Elevating Philanthropy: The Power of Gratitude in Everyday

The word gratitude is used multiple times a day in the fundraising industry. It ensures donors and supporters know how thankful foundations and organizations are for their support. Although the word is frequently used, do we really know the impact gratitude has on philanthropic work?

Learn how other organizations are using a donor-centric approach to capture the minds, hearts, and donations of their donors!

Infusing gratitude into everyday work and routine will propel recognition programs and strategies forward.

Focusing on gratitude inspired philanthropy, and shifting to this mindset in procedures, processes and strategies has multiple benefits for the organization, those served, and partners.

Gratitude inspired philanthropy results in:

  1. An enhanced patient experience.
  2. Reduced clinician burnout.
  3. Expanded philanthropic support.

The root of philanthropy is the love of humankind, and this is what healthcare providers practice every single day. There is a natural connection between philanthropy gratitude and care experienced gratitude. Patient’s families and community members are responding by expressing gratitude, saying thank you to those that help them. They want to find a way to do something for the healthcare team because they did something for them. As philanthropy teams, it is imperative to find the natural connection between philanthropic gratitude and care experienced gratitude.

To harness the power of gratitude, organizations must integrate it into their daily practices and routines.

1. Expressing and Receiving Gratitude

For the exchange of gratitude to achieve success, the philanthropy team must give people a space to express their gratitude, and also guide the care team to accept this gratitude in an engaging manner. Philanthropy can help the care teams understand the impact and importance of accepting the gratitude, and how to do so in a way that honours the patient and families.

When people are feeling grateful, there is often an inspiring and impactful story they want to share. We know that many in healthcare are burnt out and don’t always have time for additional conversations. Asking healthcare teams to make a connection with the philanthropy team, once they have accepted the gratitude, is a way to make the transfer to the philanthropy. It is then the philanthropy teams’ job to take these stories, listen and share the impact to further inspire and set the cycle into motion.  

2. Integrating Teams

In order to fulfill this process and become an integrated team, philanthropy teams need to be repositioned as partners with the care team and working together as a unit to further inspire and share stories. Engage in meaningful conversations and share how the work will result in support for their dedicated work. Philanthropy professionals are skilled at listening and identifying passions. They then become the triage of gratitude on behalf of the care team.

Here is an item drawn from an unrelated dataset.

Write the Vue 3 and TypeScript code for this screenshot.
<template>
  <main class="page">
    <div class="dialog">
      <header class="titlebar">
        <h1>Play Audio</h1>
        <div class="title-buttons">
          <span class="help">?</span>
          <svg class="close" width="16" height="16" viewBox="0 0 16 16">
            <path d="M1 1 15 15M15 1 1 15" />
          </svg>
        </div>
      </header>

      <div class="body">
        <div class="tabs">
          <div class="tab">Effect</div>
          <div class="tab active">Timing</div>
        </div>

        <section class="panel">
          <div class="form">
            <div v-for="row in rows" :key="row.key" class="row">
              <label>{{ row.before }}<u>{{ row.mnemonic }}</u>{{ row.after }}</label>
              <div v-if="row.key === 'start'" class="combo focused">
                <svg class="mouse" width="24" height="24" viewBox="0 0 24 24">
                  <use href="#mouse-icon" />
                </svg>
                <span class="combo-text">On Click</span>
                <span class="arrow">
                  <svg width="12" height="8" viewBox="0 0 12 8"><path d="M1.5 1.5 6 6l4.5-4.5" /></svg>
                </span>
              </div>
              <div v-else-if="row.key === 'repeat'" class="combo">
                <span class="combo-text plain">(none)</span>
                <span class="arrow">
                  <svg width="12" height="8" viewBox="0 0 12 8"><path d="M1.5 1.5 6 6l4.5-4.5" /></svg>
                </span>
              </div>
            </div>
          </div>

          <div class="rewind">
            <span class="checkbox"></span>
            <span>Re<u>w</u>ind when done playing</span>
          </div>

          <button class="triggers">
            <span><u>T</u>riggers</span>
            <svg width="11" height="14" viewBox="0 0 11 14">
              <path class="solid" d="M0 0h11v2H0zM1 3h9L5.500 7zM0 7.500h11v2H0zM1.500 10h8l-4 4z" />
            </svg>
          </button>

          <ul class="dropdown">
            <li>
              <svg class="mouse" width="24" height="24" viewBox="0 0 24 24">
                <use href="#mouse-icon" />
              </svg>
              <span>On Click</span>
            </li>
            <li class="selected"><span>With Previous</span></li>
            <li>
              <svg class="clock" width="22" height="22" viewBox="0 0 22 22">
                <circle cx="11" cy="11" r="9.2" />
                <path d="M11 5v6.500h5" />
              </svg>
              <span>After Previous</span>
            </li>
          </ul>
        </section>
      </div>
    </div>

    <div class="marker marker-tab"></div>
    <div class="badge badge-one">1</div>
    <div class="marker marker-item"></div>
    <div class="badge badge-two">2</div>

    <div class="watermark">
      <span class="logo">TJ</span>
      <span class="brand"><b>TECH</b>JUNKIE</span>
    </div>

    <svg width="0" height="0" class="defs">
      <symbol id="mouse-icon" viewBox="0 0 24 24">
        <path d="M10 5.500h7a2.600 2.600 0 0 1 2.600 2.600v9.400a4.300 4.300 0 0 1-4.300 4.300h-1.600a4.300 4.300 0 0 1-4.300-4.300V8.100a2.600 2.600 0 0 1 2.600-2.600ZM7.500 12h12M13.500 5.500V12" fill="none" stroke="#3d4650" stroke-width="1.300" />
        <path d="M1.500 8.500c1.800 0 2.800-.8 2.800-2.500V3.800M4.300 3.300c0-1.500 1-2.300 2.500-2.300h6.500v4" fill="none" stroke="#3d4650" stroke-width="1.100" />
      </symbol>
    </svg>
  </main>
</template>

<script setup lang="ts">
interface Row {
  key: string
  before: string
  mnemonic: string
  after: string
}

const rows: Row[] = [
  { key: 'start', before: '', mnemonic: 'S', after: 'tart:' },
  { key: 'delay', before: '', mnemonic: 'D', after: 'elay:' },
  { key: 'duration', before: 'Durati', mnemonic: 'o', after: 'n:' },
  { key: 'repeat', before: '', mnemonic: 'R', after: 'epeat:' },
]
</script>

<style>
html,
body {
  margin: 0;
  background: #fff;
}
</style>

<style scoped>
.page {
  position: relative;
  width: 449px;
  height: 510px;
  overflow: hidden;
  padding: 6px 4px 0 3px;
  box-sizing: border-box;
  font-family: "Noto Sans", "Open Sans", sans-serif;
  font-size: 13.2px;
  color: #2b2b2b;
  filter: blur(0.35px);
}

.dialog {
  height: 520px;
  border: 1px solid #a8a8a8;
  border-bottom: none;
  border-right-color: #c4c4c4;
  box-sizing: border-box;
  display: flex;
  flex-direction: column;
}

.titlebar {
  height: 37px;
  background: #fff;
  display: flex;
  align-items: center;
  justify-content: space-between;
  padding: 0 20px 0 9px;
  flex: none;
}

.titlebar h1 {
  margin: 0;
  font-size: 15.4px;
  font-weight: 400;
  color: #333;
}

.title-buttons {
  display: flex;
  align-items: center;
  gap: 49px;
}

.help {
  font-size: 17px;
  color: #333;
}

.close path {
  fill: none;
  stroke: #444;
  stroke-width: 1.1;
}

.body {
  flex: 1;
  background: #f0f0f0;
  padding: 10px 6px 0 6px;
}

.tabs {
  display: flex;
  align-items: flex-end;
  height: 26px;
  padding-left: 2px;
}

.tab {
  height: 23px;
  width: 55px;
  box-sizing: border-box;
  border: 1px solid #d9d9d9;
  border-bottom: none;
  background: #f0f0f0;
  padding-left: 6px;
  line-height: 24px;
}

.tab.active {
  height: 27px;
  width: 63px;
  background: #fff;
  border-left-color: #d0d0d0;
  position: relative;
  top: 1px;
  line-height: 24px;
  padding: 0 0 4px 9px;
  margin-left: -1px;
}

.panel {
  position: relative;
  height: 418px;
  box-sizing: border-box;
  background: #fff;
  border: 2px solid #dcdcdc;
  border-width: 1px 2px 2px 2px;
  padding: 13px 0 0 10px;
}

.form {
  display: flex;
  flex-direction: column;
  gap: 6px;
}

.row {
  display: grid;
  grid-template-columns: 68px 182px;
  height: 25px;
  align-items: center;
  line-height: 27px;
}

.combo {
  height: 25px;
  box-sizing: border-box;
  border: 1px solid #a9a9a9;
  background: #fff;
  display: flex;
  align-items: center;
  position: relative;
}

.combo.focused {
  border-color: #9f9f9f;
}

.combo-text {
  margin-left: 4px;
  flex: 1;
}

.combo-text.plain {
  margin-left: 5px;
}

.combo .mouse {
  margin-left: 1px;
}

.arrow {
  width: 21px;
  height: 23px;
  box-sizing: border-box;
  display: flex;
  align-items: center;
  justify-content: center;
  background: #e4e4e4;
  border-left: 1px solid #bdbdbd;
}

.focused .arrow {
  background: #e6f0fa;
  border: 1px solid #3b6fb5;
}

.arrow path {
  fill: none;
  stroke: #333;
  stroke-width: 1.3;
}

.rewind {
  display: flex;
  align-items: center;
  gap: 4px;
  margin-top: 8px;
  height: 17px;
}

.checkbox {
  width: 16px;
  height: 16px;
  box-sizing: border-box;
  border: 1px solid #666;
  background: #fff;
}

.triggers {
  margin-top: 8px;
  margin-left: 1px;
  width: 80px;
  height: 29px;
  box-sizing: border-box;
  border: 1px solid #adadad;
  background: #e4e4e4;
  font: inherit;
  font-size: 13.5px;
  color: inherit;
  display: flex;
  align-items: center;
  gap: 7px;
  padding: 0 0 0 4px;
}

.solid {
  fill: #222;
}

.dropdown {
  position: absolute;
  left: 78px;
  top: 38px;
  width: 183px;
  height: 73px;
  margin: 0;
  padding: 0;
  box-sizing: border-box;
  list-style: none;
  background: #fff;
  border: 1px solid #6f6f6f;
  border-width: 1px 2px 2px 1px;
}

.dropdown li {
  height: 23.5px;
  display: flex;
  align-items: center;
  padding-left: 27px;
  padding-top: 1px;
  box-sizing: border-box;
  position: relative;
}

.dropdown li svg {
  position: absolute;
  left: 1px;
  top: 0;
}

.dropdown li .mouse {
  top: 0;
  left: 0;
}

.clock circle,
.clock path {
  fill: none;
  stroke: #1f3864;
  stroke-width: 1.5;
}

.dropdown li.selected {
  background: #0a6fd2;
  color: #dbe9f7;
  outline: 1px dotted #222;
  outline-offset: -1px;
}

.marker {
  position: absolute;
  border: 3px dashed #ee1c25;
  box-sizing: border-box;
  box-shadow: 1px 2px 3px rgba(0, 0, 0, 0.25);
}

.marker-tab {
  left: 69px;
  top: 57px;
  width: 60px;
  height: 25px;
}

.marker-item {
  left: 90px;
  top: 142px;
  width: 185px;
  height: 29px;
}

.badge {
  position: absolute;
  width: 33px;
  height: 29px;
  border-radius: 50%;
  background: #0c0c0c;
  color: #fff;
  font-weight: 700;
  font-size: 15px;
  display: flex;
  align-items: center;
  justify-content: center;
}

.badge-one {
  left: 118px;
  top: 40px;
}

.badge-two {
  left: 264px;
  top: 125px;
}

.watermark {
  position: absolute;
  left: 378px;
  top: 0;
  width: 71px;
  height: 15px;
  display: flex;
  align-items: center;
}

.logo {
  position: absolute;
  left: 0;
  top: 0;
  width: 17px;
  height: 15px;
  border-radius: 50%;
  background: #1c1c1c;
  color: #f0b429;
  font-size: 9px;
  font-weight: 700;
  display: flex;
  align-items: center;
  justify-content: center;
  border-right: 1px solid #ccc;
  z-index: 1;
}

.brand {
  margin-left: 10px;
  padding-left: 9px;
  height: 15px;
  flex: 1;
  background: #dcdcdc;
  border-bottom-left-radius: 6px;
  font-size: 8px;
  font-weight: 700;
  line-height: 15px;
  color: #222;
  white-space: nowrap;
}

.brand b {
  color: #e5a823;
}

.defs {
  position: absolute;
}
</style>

3. Evolution of Conversation

The work starts by evolving from a traditional model in fundraising to partnering on a model of philanthropy in healthcare. A key to this transition is adopting new language in philanthropy to create long term partnerships with people who are or have been grateful. Not only do these changes need to happen in conversation with those partners, and grateful patients, they need to also be had internally. This process needs to become part of the strategy discussions and daily meetings with the team. Start to utilize the new language in meetings, processes, and reporting. There needs to be a change to the culture of how we think about the work that we are doing, starting within our own teams, and working our way to the external conversations.

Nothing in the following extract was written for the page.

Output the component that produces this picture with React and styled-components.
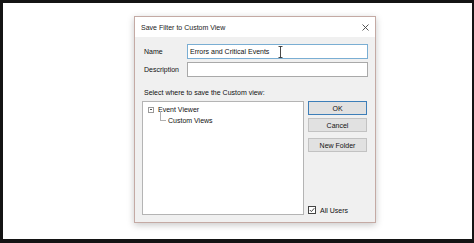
import React from 'react';
import styled, { createGlobalStyle } from 'styled-components';

const GlobalStyle = createGlobalStyle`
  html, body {
    margin: 0;
    padding: 0;
    background: #141414;
  }
  body {
    font-family: 'Liberation Sans', Arial, sans-serif;
  }
`;

const Frame = styled.div`
  width: 474px;
  height: 243px;
  box-sizing: border-box;
  padding: 3px 2px 4px 3px;
  background: #141414;
`;

const Canvas = styled.div`
  height: 100%;
  background: #ffffff;
  box-sizing: border-box;
  padding: 13px 0 0 131px;
`;

const Dialog = styled.div`
  width: 242px;
  height: 207px;
  box-sizing: border-box;
  border: 1px solid #c4aaa4;
  background: #f0f0f0;
  box-shadow: 0 2px 7px rgba(0, 0, 0, 0.22);
  display: flex;
  flex-direction: column;
  font-size: 7px;
  color: #111;
`;

const TitleBar = styled.div`
  height: 20px;
  flex: none;
  background: #ffffff;
  display: flex;
  align-items: center;
  justify-content: space-between;
  padding: 0 6px 0 6px;
`;

const Title = styled.span`
  font-size: 7px;
  color: #222;
`;

const Body = styled.div`
  flex: 1;
  display: flex;
  flex-direction: column;
  padding: 7px 7px 7px 7px;
  min-height: 0;
`;

const FieldRow = styled.div`
  display: flex;
  align-items: center;
  margin-bottom: 3px;
  padding-left: 2px;
`;

const Label = styled.label`
  width: 43px;
  flex: none;
`;

const InputBox = styled.div`
  position: relative;
  width: 181px;
  height: 15px;
  box-sizing: border-box;
  background: #ffffff;
  border: 1px solid ${({ $focused }) => ($focused ? '#7aaed3' : '#a9a9a9')};
  display: flex;
  align-items: center;
  padding-left: 2px;
`;

const Cursor = styled.svg`
  position: absolute;
  left: 90px;
  top: 1px;
`;

const SectionLabel = styled.div`
  margin: 9px 0 5px 2px;
`;

const Main = styled.div`
  flex: 1;
  display: flex;
  gap: 4px;
  min-height: 0;
`;

const TreeBox = styled.div`
  width: 162px;
  box-sizing: border-box;
  background: #ffffff;
  border: 1px solid #b4b4b4;
  padding: 2px 0 0 5px;
`;

const TreeRow = styled.div`
  display: flex;
  align-items: center;
  height: 11px;
  padding-left: ${({ $depth }) => $depth * 16}px;
`;

const Expander = styled.span`
  width: 6px;
  height: 6px;
  box-sizing: border-box;
  border: 1px solid #9a9a9a;
  position: relative;
  margin-right: 4px;
  &::after {
    content: '';
    position: absolute;
    left: 1px;
    top: 1.5px;
    width: 2px;
    height: 1px;
    background: #555;
  }
`;

const Elbow = styled.span`
  width: 5px;
  height: 9px;
  margin: -9px 2px 0 -4px;
  border-left: 1px solid #b0b0b0;
  border-bottom: 1px solid #b0b0b0;
`;

const Side = styled.div`
  width: 59px;
  display: flex;
  flex-direction: column;
  padding-bottom: 1px;
`;

const Button = styled.button`
  height: 14px;
  width: 59px;
  box-sizing: border-box;
  padding: 0;
  margin-bottom: ${({ $gap }) => $gap}px;
  background: #e1e1e1;
  border: 1px solid ${({ $primary }) => ($primary ? '#3d7eb8' : '#c2c2c2')};
  font-family: inherit;
  font-size: 7px;
  color: #111;
`;

const CheckRow = styled.label`
  margin-top: auto;
  display: flex;
  align-items: center;
  gap: 4px;
`;

const CheckBox = styled.span`
  width: 8px;
  height: 8px;
  box-sizing: border-box;
  border: 1px solid #444;
  background: #fff;
  display: flex;
  align-items: center;
  justify-content: center;
`;

export default function App() {
  return (
    <>
      <GlobalStyle />
      <Frame>
        <Canvas>
          <Dialog>
            <TitleBar>
              <Title>Save Filter to Custom View</Title>
              <svg width="7" height="7" viewBox="0 0 7 7">
                <path d="M0.5 0.5 L6.5 6.5 M6.5 0.5 L0.5 6.5" stroke="#444" strokeWidth="0.9" />
              </svg>
            </TitleBar>
            <Body>
              <FieldRow>
                <Label>Name</Label>
                <InputBox $focused>
                  Errors and Critical Events
                  <Cursor width="5" height="12" viewBox="0 0 5 12">
                    <path d="M0.5 0.5 H4.5 M2.5 0.5 V11.5 M0.5 11.5 H4.5" stroke="#333" strokeWidth="0.9" fill="none" />
                  </Cursor>
                </InputBox>
              </FieldRow>
              <FieldRow>
                <Label>Description</Label>
                <InputBox />
              </FieldRow>
              <SectionLabel>Select where to save the Custom view:</SectionLabel>
              <Main>
                <TreeBox>
                  <TreeRow $depth={0}>
                    <Expander />
                    Event Viewer
                  </TreeRow>
                  <TreeRow $depth={1}>
                    <Elbow />
                    Custom Views
                  </TreeRow>
                </TreeBox>
                <Side>
                  <Button $primary $gap={3}>OK</Button>
                  <Button $gap={6}>Cancel</Button>
                  <Button $gap={0}>New Folder</Button>
                  <CheckRow>
                    <CheckBox>
                      <svg width="6" height="6" viewBox="0 0 6 6">
                        <path d="M0.8 3 L2.4 4.6 L5.3 1.2" stroke="#333" strokeWidth="0.9" fill="none" />
                      </svg>
                    </CheckBox>
                    All Users
                  </CheckRow>
                </Side>
              </Main>
            </Body>
          </Dialog>
        </Canvas>
      </Frame>
    </>
  );
}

A starting point is reviewing the terms used when referring to donors and the donation process. For example, the term ‘donor’ has a much different meaning in healthcare, such as organ, tissue or blood donor, than it does in fundraising.

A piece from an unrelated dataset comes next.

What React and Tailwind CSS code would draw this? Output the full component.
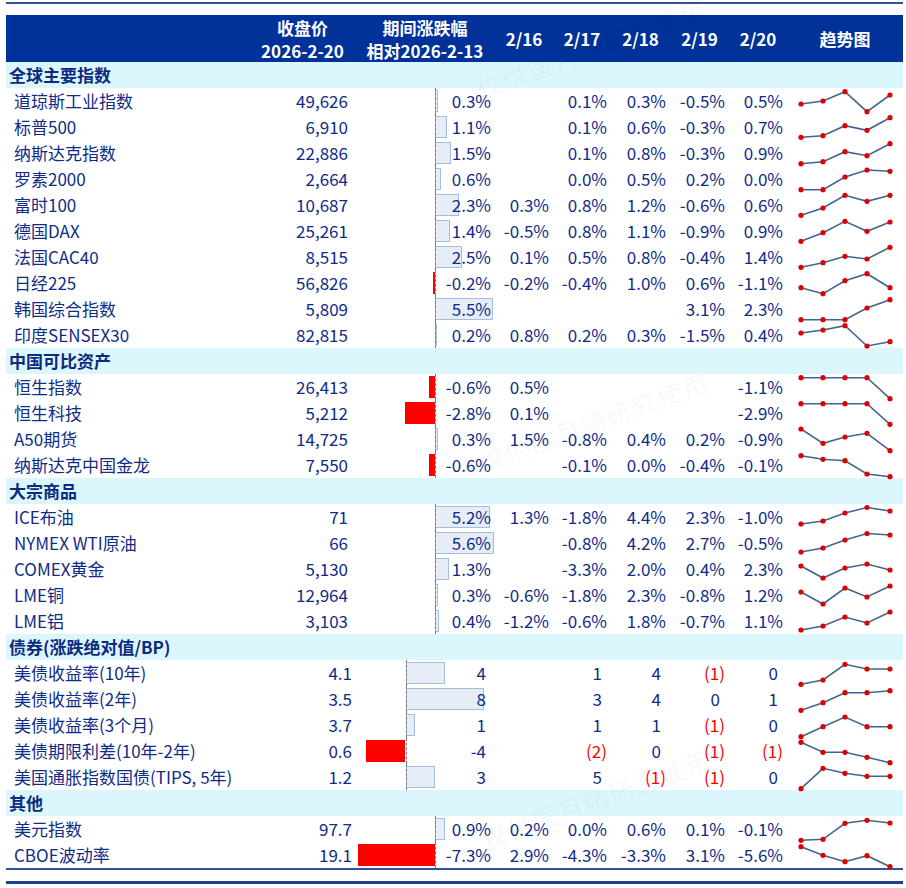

The team must be challenged to think about moving away from the traditional and transforming to an innovative approach in philanthropy. Take a chance every moment possible to talk about the work of the organization and how it facilitates the love of humankind. It is critical to move from transactional language that has evolved from the original fundraising language, which came from the sales world. This transition needs to occur to distinguish the work and impact of philanthropy.

4. Partnerships

The primary relationships in healthcare are clinical. Philanthropy partnerships are secondary but can bring healing and joy to grateful patients and families as they share their experiences and story. Philanthropy is an extension of the team, and a small part that can help people process emotions, passion and gratitude, and these conversations can provide an outlet for them to express themselves in a way that further supports the care team.

It is important to find innovative approaches to facilitate gratitude and recognize those that are partners and champions of the work of the organization. The philanthropy team must encourage and allow people to share their stories and appreciation for care team members. As a way to immerse the language and gratitude focused philanthropy, look at having a dedicated gratitude program, or create naming/recognition opportunities for those inspired.

A way to extend gratitude further and inspire others is to integrate gratitude into donor recognition and engagement. Inspire others to see themselves and feel connected to the cause. Through this, share their experiences and inspiration for giving, for others to see and understand, resulting in a culture of gratitude among the healthcare team, patients, partners, and families. Integrating gratitude celebrates people investing in people.